| Stated goal |
Write out the listing exactly as it is given.
start
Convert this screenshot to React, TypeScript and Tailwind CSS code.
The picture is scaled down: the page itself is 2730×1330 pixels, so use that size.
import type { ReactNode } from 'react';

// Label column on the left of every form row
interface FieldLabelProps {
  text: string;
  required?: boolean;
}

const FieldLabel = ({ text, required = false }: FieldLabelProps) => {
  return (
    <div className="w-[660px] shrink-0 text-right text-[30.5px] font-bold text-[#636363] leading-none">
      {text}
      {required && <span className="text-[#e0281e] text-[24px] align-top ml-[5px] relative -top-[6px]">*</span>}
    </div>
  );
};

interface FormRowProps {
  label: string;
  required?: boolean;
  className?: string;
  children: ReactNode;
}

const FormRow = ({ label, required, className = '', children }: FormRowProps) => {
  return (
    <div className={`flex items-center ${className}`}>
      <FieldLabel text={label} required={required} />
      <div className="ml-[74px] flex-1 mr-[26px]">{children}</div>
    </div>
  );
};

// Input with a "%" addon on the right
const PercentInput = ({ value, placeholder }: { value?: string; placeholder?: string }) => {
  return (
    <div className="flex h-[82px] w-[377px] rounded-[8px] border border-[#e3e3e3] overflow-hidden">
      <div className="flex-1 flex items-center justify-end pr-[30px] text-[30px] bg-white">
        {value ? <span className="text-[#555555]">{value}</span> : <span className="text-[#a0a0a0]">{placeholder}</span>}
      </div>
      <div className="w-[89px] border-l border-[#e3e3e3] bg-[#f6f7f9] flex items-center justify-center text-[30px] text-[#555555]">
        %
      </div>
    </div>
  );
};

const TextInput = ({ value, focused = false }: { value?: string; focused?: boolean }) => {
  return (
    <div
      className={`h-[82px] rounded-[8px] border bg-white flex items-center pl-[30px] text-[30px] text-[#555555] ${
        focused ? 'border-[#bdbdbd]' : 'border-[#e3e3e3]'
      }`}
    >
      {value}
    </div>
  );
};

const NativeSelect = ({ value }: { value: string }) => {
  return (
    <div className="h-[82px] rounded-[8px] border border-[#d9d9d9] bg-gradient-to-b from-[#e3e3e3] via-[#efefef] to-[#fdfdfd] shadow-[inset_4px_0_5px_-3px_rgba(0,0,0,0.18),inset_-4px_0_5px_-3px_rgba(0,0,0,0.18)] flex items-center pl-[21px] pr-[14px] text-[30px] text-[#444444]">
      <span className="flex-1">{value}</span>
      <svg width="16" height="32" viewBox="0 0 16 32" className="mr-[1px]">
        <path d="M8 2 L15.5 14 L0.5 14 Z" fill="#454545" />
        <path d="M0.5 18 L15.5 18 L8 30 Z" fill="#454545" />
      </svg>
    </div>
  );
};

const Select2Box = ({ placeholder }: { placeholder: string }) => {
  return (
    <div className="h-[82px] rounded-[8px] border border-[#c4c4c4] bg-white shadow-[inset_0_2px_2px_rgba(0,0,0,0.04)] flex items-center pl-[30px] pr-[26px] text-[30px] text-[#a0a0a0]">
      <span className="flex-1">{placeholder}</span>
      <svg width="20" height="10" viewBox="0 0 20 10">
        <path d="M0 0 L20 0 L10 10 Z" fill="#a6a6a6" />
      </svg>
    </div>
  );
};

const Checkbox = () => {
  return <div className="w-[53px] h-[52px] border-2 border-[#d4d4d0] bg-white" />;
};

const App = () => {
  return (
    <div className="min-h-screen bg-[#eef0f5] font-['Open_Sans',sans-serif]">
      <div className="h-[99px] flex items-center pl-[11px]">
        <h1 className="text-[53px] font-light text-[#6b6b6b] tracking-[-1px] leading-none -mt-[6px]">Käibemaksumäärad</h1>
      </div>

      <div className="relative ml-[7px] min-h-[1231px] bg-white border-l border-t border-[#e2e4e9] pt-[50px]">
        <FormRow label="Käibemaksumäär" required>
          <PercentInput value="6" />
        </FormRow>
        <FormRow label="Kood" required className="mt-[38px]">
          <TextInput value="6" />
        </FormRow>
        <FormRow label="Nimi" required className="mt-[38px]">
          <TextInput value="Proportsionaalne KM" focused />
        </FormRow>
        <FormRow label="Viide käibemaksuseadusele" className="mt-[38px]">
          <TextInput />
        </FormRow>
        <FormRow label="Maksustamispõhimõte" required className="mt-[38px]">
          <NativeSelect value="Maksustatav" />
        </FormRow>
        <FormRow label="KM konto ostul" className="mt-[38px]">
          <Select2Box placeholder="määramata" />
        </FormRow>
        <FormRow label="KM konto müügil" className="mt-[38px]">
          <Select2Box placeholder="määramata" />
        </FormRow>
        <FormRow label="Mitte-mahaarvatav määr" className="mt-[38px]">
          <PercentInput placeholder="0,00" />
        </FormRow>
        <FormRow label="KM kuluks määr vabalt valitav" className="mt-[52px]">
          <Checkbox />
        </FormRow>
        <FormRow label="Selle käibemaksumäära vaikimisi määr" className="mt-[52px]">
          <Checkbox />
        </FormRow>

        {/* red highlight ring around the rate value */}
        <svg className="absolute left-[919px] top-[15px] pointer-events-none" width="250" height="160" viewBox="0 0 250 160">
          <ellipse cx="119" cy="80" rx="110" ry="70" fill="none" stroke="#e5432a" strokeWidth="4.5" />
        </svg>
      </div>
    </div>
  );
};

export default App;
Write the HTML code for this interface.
end
| Solution |
Convert this screenshot to React, TypeScript and Tailwind CSS code.
The picture is scaled down: the page itself is 2730×1330 pixels, so use that size.
import type { ReactNode } from 'react';

// Label column on the left of every form row
interface FieldLabelProps {
  text: string;
  required?: boolean;
}

const FieldLabel = ({ text, required = false }: FieldLabelProps) => {
  return (
    <div className="w-[660px] shrink-0 text-right text-[30.5px] font-bold text-[#636363] leading-none">
      {text}
      {required && <span className="text-[#e0281e] text-[24px] align-top ml-[5px] relative -top-[6px]">*</span>}
    </div>
  );
};

interface FormRowProps {
  label: string;
  required?: boolean;
  className?: string;
  children: ReactNode;
}

const FormRow = ({ label, required, className = '', children }: FormRowProps) => {
  return (
    <div className={`flex items-center ${className}`}>
      <FieldLabel text={label} required={required} />
      <div className="ml-[74px] flex-1 mr-[26px]">{children}</div>
    </div>
  );
};

// Input with a "%" addon on the right
const PercentInput = ({ value, placeholder }: { value?: string; placeholder?: string }) => {
  return (
    <div className="flex h-[82px] w-[377px] rounded-[8px] border border-[#e3e3e3] overflow-hidden">
      <div className="flex-1 flex items-center justify-end pr-[30px] text-[30px] bg-white">
        {value ? <span className="text-[#555555]">{value}</span> : <span className="text-[#a0a0a0]">{placeholder}</span>}
      </div>
      <div className="w-[89px] border-l border-[#e3e3e3] bg-[#f6f7f9] flex items-center justify-center text-[30px] text-[#555555]">
        %
      </div>
    </div>
  );
};

const TextInput = ({ value, focused = false }: { value?: string; focused?: boolean }) => {
  return (
    <div
      className={`h-[82px] rounded-[8px] border bg-white flex items-center pl-[30px] text-[30px] text-[#555555] ${
        focused ? 'border-[#bdbdbd]' : 'border-[#e3e3e3]'
      }`}
    >
      {value}
    </div>
  );
};

const NativeSelect = ({ value }: { value: string }) => {
  return (
    <div className="h-[82px] rounded-[8px] border border-[#d9d9d9] bg-gradient-to-b from-[#e3e3e3] via-[#efefef] to-[#fdfdfd] shadow-[inset_4px_0_5px_-3px_rgba(0,0,0,0.18),inset_-4px_0_5px_-3px_rgba(0,0,0,0.18)] flex items-center pl-[21px] pr-[14px] text-[30px] text-[#444444]">
      <span className="flex-1">{value}</span>
      <svg width="16" height="32" viewBox="0 0 16 32" className="mr-[1px]">
        <path d="M8 2 L15.5 14 L0.5 14 Z" fill="#454545" />
        <path d="M0.5 18 L15.5 18 L8 30 Z" fill="#454545" />
      </svg>
    </div>
  );
};

const Select2Box = ({ placeholder }: { placeholder: string }) => {
  return (
    <div className="h-[82px] rounded-[8px] border border-[#c4c4c4] bg-white shadow-[inset_0_2px_2px_rgba(0,0,0,0.04)] flex items-center pl-[30px] pr-[26px] text-[30px] text-[#a0a0a0]">
      <span className="flex-1">{placeholder}</span>
      <svg width="20" height="10" viewBox="0 0 20 10">
        <path d="M0 0 L20 0 L10 10 Z" fill="#a6a6a6" />
      </svg>
    </div>
  );
};

const Checkbox = () => {
  return <div className="w-[53px] h-[52px] border-2 border-[#d4d4d0] bg-white" />;
};

const App = () => {
  return (
    <div className="min-h-screen bg-[#eef0f5] font-['Open_Sans',sans-serif]">
      <div className="h-[99px] flex items-center pl-[11px]">
        <h1 className="text-[53px] font-light text-[#6b6b6b] tracking-[-1px] leading-none -mt-[6px]">Käibemaksumäärad</h1>
      </div>

      <div className="relative ml-[7px] min-h-[1231px] bg-white border-l border-t border-[#e2e4e9] pt-[50px]">
        <FormRow label="Käibemaksumäär" required>
          <PercentInput value="6" />
        </FormRow>
        <FormRow label="Kood" required className="mt-[38px]">
          <TextInput value="6" />
        </FormRow>
        <FormRow label="Nimi" required className="mt-[38px]">
          <TextInput value="Proportsionaalne KM" focused />
        </FormRow>
        <FormRow label="Viide käibemaksuseadusele" className="mt-[38px]">
          <TextInput />
        </FormRow>
        <FormRow label="Maksustamispõhimõte" required className="mt-[38px]">
          <NativeSelect value="Maksustatav" />
        </FormRow>
        <FormRow label="KM konto ostul" className="mt-[38px]">
          <Select2Box placeholder="määramata" />
        </FormRow>
        <FormRow label="KM konto müügil" className="mt-[38px]">
          <Select2Box placeholder="määramata" />
        </FormRow>
        <FormRow label="Mitte-mahaarvatav määr" className="mt-[38px]">
          <PercentInput placeholder="0,00" />
        </FormRow>
        <FormRow label="KM kuluks määr vabalt valitav" className="mt-[52px]">
          <Checkbox />
        </FormRow>
        <FormRow label="Selle käibemaksumäära vaikimisi määr" className="mt-[52px]">
          <Checkbox />
        </FormRow>

        {/* red highlight ring around the rate value */}
        <svg className="absolute left-[919px] top-[15px] pointer-events-none" width="250" height="160" viewBox="0 0 250 160">
          <ellipse cx="119" cy="80" rx="110" ry="70" fill="none" stroke="#e5432a" strokeWidth="4.5" />
        </svg>
      </div>
    </div>
  );
};

export default App;
Write the HTML code for this interface.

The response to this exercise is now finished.